I guess the title of the record has been brought up a lot. It’s not necessarily directed at anybody. The chorus for “Evil Friends” was a placeholder for pretty much every song on the record. That’s kind of the way I write lyrics. I write the first line for the album. And if that melody is good, it’ll be sung over every single song. I think it confuses a lot of people, producers for sure. It’s my way of figuring out where to go from that lyric.
The songwriting was about all the stuff that was going on in the band at the time, and dealing with that record. It was more just criticism of myself: Am I working too much? Are we doing too much right now? At the time we were playing shows every single weekend. Even when we weren’t on tour, it was every single weekend we’d fly out and do shows.
Many artists have celebrated your catalog with their own remixes. That includes artists from Passion Pit, Mike D of Beastie Boys, etc. Do you have one in particular that you enjoy?
The Jake One remix of “Evil Friends” featuring Danny Brown was very cool. One of my buddies just called me up and he was like, “One of my friends wants to do a remix of your song.” He didn’t really say who it was or anything. He was just like, “He’s got a cool sample and he wants to do something with it.” And it turned out to be Jake One, who I guess after that worked with Danny Brown. It was very natural.
The other one too was obviously Mike D’s remix of “Modern Jesus.” I mean, he is so at the top of my list and has always been. We literally referenced the Beastie Boys every single album we’ve made. Whether it’s like, “How do we get our records to sound like theirs?” Or the way they do double and triple vocals and back each other up on things. Beastie Boys were on top of culture and hip-hop. They are so respected in the hip-hop community. And Mike D is the nicest dudes ever. It really freaked me out.
Did you meet him before or after you heard the remix?
We met him after the remix. I honestly hadn’t talked to him until he did the remix. It was a really funny conversation. He called me up, and the whole time I was thinking there are few people who really freak me out like that, and he happened to be one of them. That was a really huge moment for Zach and I. We were smiling so huge. We were like little kids after I got off the phone. We met him in New York on his last tour, and we got to go into the Beastie Boys’ studio and just hang.

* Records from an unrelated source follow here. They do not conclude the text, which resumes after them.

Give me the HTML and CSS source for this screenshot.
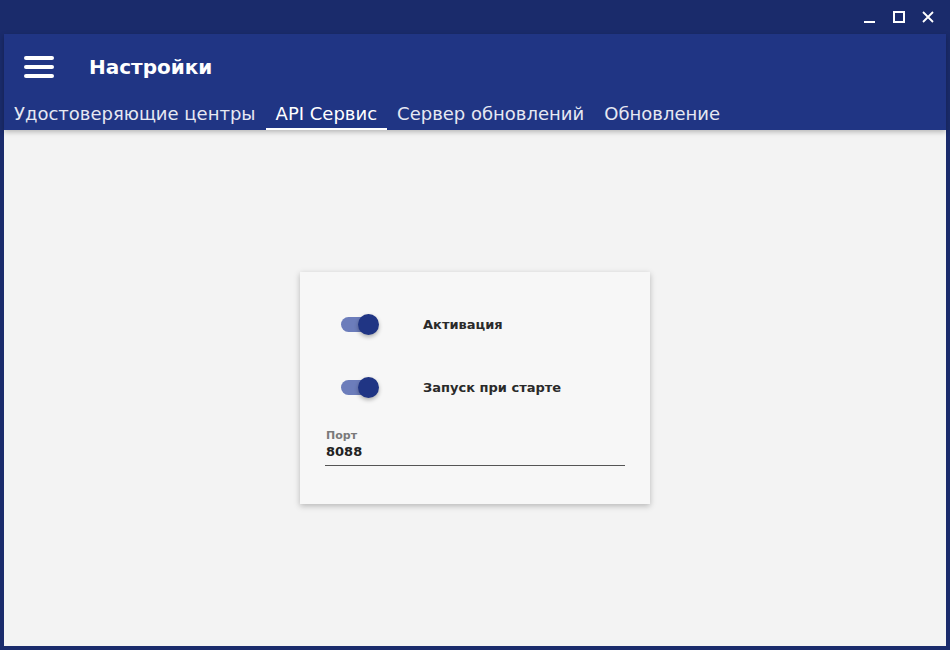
FILE: index.html
```html
<!DOCTYPE html>
<html lang="ru">
<head>
    <meta charset="UTF-8">
    <title>Настройки</title>
    <link rel="stylesheet" href="styles.css">
</head>
<body>
    <div class="window">
        <!-- Title bar -->
        <div class="titlebar">
            <span class="win-btn">
                <svg width="14" height="14" viewBox="0 0 14 14"><rect x="1" y="11" width="11" height="2" fill="#fff"/></svg>
            </span>
            <span class="win-btn">
                <svg width="14" height="14" viewBox="0 0 14 14"><rect x="2" y="2" width="10" height="10" fill="none" stroke="#fff" stroke-width="2"/></svg>
            </span>
            <span class="win-btn">
                <svg width="14" height="14" viewBox="0 0 14 14"><path d="M2 2 L12 12 M12 2 L2 12" stroke="#fff" stroke-width="1.8"/></svg>
            </span>
        </div>

        <div class="app">
            <header class="appbar">
                <div class="toolbar">
                    <span class="menu-icon">
                        <span></span><span></span><span></span>
                    </span>
                    <h1>Настройки</h1>
                </div>
                <nav class="tabs">
                    <a class="tab">Удостоверяющие центры</a>
                    <a class="tab active">API Сервис</a>
                    <a class="tab">Сервер обновлений</a>
                    <a class="tab">Обновление</a>
                </nav>
            </header>

            <main class="content">
                <div class="card">
                    <div class="row">
                        <span class="switch"><span class="knob"></span></span>
                        <span class="row-label">Активация</span>
                    </div>
                    <div class="row">
                        <span class="switch"><span class="knob"></span></span>
                        <span class="row-label">Запуск при старте</span>
                    </div>
                    <div class="field">
                        <label>Порт</label>
                        <div class="field-value">8088</div>
                    </div>
                </div>
            </main>
        </div>
    </div>
</body>
</html>
```

FILE: styles.css
```css
body {
    margin: 0;
    font-family: 'DejaVu Sans', sans-serif;
    background: #1a2b6b;
}

.window {
    width: 950px;
    height: 650px;
    display: flex;
    flex-direction: column;
    background: #1a2b6b;
}

.titlebar {
    height: 34px;
    display: flex;
    justify-content: flex-end;
    align-items: center;
    padding-right: 8px;
    box-sizing: border-box;
}

.win-btn {
    width: 29px;
    height: 20px;
    display: flex;
    align-items: center;
    justify-content: center;
}

.app {
    flex: 1;
    margin: 0 4px 4px 4px;
    display: flex;
    flex-direction: column;
    background: #f3f3f3;
}

.appbar {
    background: #203584;
    color: #fff;
    box-shadow: 0 2px 5px rgba(0, 0, 0, 0.25);
    position: relative;
    z-index: 1;
}

.toolbar {
    height: 65px;
    display: flex;
    align-items: center;
    padding-left: 20px;
}

.menu-icon {
    width: 30px;
    display: flex;
    flex-direction: column;
    gap: 5px;
    margin-right: 36px;
}

.menu-icon span {
    display: block;
    height: 4px;
    border-radius: 2px;
    background: #fff;
}

.toolbar h1 {
    margin: 0 0 0 -1px;
    font-size: 20px;
    font-weight: bold;
}

.tabs {
    display: flex;
    height: 31px;
}

.tab {
    padding: 0 10px;
    font-size: 18px;
    line-height: 29px;
    color: #e6e8f2;
    border-bottom: 2px solid transparent;
    white-space: nowrap;
}

.tab.active {
    color: #fff;
    border-bottom-color: #fff;
}

.content {
    flex: 1;
    display: flex;
    align-items: center;
    justify-content: center;
}

.card {
    width: 350px;
    box-sizing: border-box;
    padding: 32px 25px 38px 25px;
    background: #f7f7f7;
    box-shadow: 0 2px 6px rgba(0, 0, 0, 0.25);
}

.row {
    height: 40px;
    display: flex;
    align-items: center;
    margin-bottom: 23px;
}

.switch {
    position: relative;
    width: 32px;
    height: 15px;
    margin-left: 16px;
    margin-right: 50px;
    border-radius: 8px;
    background: #6c7dbb;
}

.knob {
    position: absolute;
    top: -3px;
    left: 17px;
    width: 21px;
    height: 21px;
    border-radius: 50%;
    background: #203584;
    box-shadow: 0 2px 4px rgba(0, 0, 0, 0.3);
}

.row-label {
    font-size: 13px;
    font-weight: bold;
    color: #2a2a2a;
}

.field {
    margin-top: -1px;
    border-bottom: 1px solid #555;
    padding: 0 1px 6px 1px;
}

.field label {
    display: block;
    font-size: 11px;
    font-weight: bold;
    color: #7a7a7a;
}

.field-value {
    font-size: 13px;
    font-weight: bold;
    color: #222;
    margin-top: 2px;
}
```
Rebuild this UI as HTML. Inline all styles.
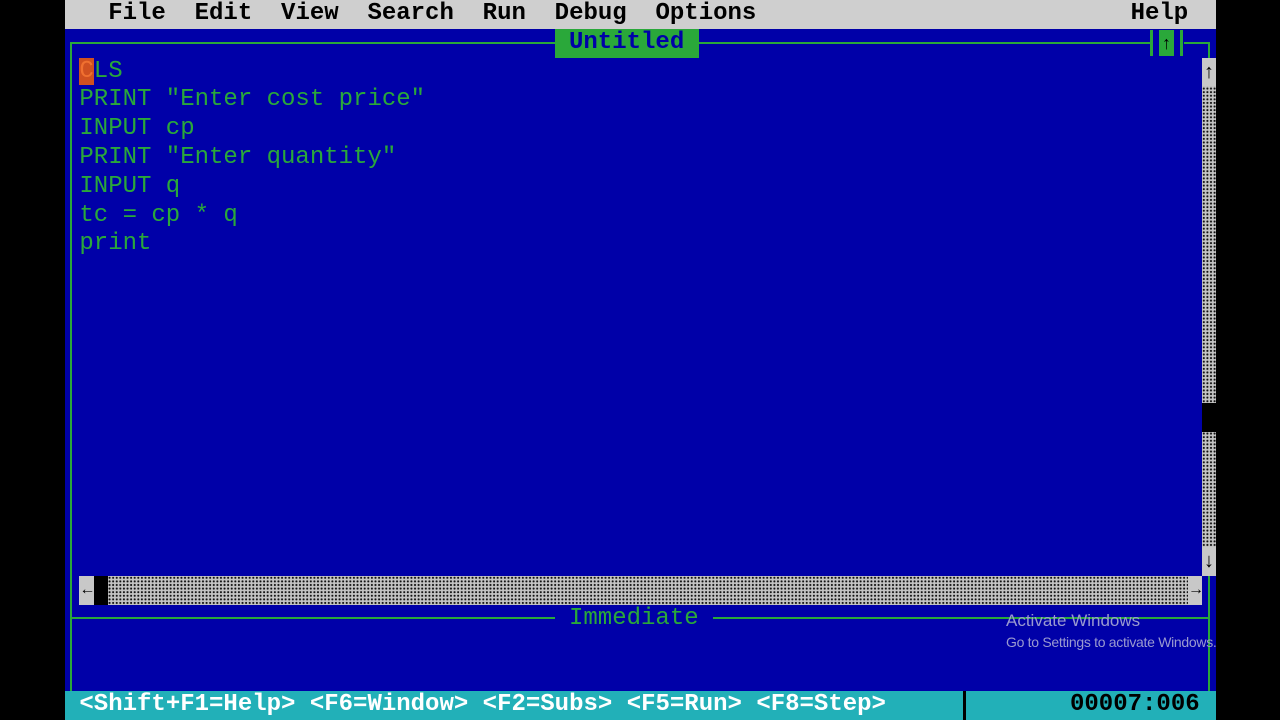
<!DOCTYPE html>
<html><head><meta charset="utf-8"><style>
*{margin:0;padding:0;box-sizing:border-box}
html,body{width:1280px;height:720px;overflow:hidden;background:#000}
.s{position:absolute;left:65px;top:0;width:1151px;height:720px;background:#0000a8;overflow:hidden}
.t{position:absolute;font-family:"Liberation Mono",monospace;font-size:24px;line-height:28.8px;white-space:pre;height:28.8px}
.g{color:#2aa83a}
.dot{background-color:#c4c4c4;background-image:radial-gradient(circle,#111 0.9px,transparent 1.2px);background-size:3.6px 3.6px}
.lg{background:#c8c8c8;color:#000;text-align:center}
</style></head><body>
<div class="s">
 <div style="position:absolute;left:0;top:0;width:1151px;height:28.8px;background:#cfcfcf"></div>
 <div class="t" style="left:0;top:0;color:#000;font-weight:bold">   File  Edit  View  Search  Run  Debug  Options</div>
 <div class="t" style="left:1065.6px;top:0;color:#000;font-weight:bold">Help</div>
 <!-- frame -->
 <div style="position:absolute;left:5px;top:42px;width:1140px;height:2px;background:#2aa83a"></div>
 <div style="position:absolute;left:5px;top:42px;width:2px;height:650px;background:#2aa83a"></div>
 <div style="position:absolute;left:1143px;top:42px;width:2px;height:650px;background:#2aa83a"></div>
 <div style="position:absolute;left:7px;top:617px;width:1136px;height:2px;background:#2aa83a"></div>
 <!-- title -->
 <div class="t" style="left:489.6px;top:28.8px;background:#2aa83a;color:#0000a8;font-weight:bold"> Untitled </div>
 <!-- up box -->
 <div style="position:absolute;left:1085px;top:30px;width:34px;height:28px;background:#0000a8"></div>
 <div style="position:absolute;left:1085px;top:30px;width:3px;height:26px;background:#2aa83a"></div>
 <div style="position:absolute;left:1094px;top:30px;width:15px;height:26px;background:#2aa83a;color:#000;font:bold 18px 'Liberation Sans';text-align:center;line-height:26px">↑</div>
 <div style="position:absolute;left:1115px;top:30px;width:3px;height:26px;background:#2aa83a"></div>
 <!-- code -->
 <div class="t g" style="left:14.4px;top:57.6px"><span style="background:#d05020;color:#f07030">C</span>LS
PRINT "Enter cost price"
INPUT cp
PRINT "Enter quantity"
INPUT q
tc = cp * q
print</div>
 <!-- vertical scrollbar -->
 <div class="dot" style="position:absolute;left:1137px;top:57.6px;width:14px;height:518px"></div>
 <div class="lg" style="position:absolute;left:1137px;top:57.6px;width:14px;height:28.8px;font:bold 20px 'Liberation Sans';line-height:28px">↑</div>
 <div style="position:absolute;left:1137px;top:403px;width:14px;height:29px;background:#000"></div>
 <div class="lg" style="position:absolute;left:1137px;top:547px;width:14px;height:28.8px;font:bold 20px 'Liberation Sans';line-height:28px">↓</div>
 <!-- horizontal scrollbar -->
 <div class="dot" style="position:absolute;left:14.4px;top:576px;width:1123px;height:28.8px"></div>
 <div class="lg" style="position:absolute;left:14.4px;top:576px;width:15px;height:28.8px;font:bold 16px 'Liberation Sans';line-height:28px">←</div>
 <div style="position:absolute;left:29px;top:576px;width:14px;height:28.8px;background:#000"></div>
 <div class="lg" style="position:absolute;left:1123px;top:576px;width:14px;height:28.8px;font:bold 16px 'Liberation Sans';line-height:28px">→</div>
 <!-- immediate -->
 <div class="t g" style="left:489.6px;top:604.8px;background:#0000a8"> Immediate </div>
 <!-- status -->
 <div style="position:absolute;left:0;top:691px;width:1151px;height:29px;background:#22b0b8"></div>
 <div style="position:absolute;left:898px;top:691px;width:3px;height:29px;background:#000"></div>
 <div class="t" style="left:0;top:691px;color:#fff;font-weight:bold"> &lt;Shift+F1=Help&gt; &lt;F6=Window&gt; &lt;F2=Subs&gt; &lt;F5=Run&gt; &lt;F8=Step&gt;</div>
 <div class="t" style="left:1005px;top:691px;color:#000;font-weight:bold">00007:006</div>
</div>
<div style="position:absolute;left:1006px;top:611px;font:17px 'Liberation Sans',sans-serif;color:#9a9ad0;white-space:nowrap">Activate Windows</div>
<div style="position:absolute;left:1006px;top:634px;font:14px 'Liberation Sans',sans-serif;color:#9a9ad0;white-space:nowrap;letter-spacing:-0.3px">Go to Settings to activate Windows.</div>
</body></html>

Portugal. The Man is known for exceptional live performance. What do you do to prep before you hit the stage?
We have never had a ritual, we’ve never had a thing that we do. Some nights we just walk on stage and I’ll say, “What’s up?” Or we’ll just give each other a hug before we go on the stage [laughs]. We put no pressure on the live performance. I think that’s been very beneficial for the band.
We still watch movies together. We listen to music together. We hang out like friends hang out. I love bands that get together and do those things. It’s like a basketball team getting ready for the game. Like it’s us against the world, and we’re going to win.
2013 has been a very impressive year for music releases, your album included. What’s one album you’ve enjoyed the most in 2013, and why?
Oh man, mine’s so lame. Lame because it’s amazing and kind of expected. I think Kanye’s record Yeezus topped it for me. I’ve heard a lot of stories about that record coming together, and a lot of peoples’ concerns were like, “Is he going to do it?” I think he did the right thing. He made a record that he wanted to, and it might sound weird to some people, but I think he’s a true artist. He doesn’t work for anybody but himself. I think that’s pretty rad. It’s also rare in music.
So how would you react if you woke up one morning and looked on Twitter, and Kanye did a remix of Portugal. The Man?
Oh give me a break [laughs]. We’d flip out of course. And I’m going to tell you, we don’t get into that stuff of like, “It’d be amazing because a million people would hear our band.” That’s not what it’s about for any of us. Our manager sent us this thing that Ben Stiller had said about our band. We’re huge fans. That’s so cool having somebody that you respect and look up to like that talk about you.
It’s fair to say you guys have experienced a lot from your days in Alaska to performing all over the world. With that said, what still surprises you?
Being a smaller band and traveling in a van, you see a lot of stuff. I think probably the excitement about the music, but that’s also the reason we work so hard for so long. It was always about music, and figuring out how we could do this better.
I think getting notice with as many fans as there are is extremely difficult. It’s become a job that everybody wants to do, and pretty much anybody can do it, especially on the DJ side of things. If you have a sound in your head, you don’t necessarily need to be able to play music to play music, if that makes any sense. It’s not really about notes as it is understanding people. I personally love the DJ scene. Shlohmo, Baauer, RL Grime, those kids out in L.A. have something moving forward. There’s alway somebody keeping music exciting. And that’s what we aim to do as well.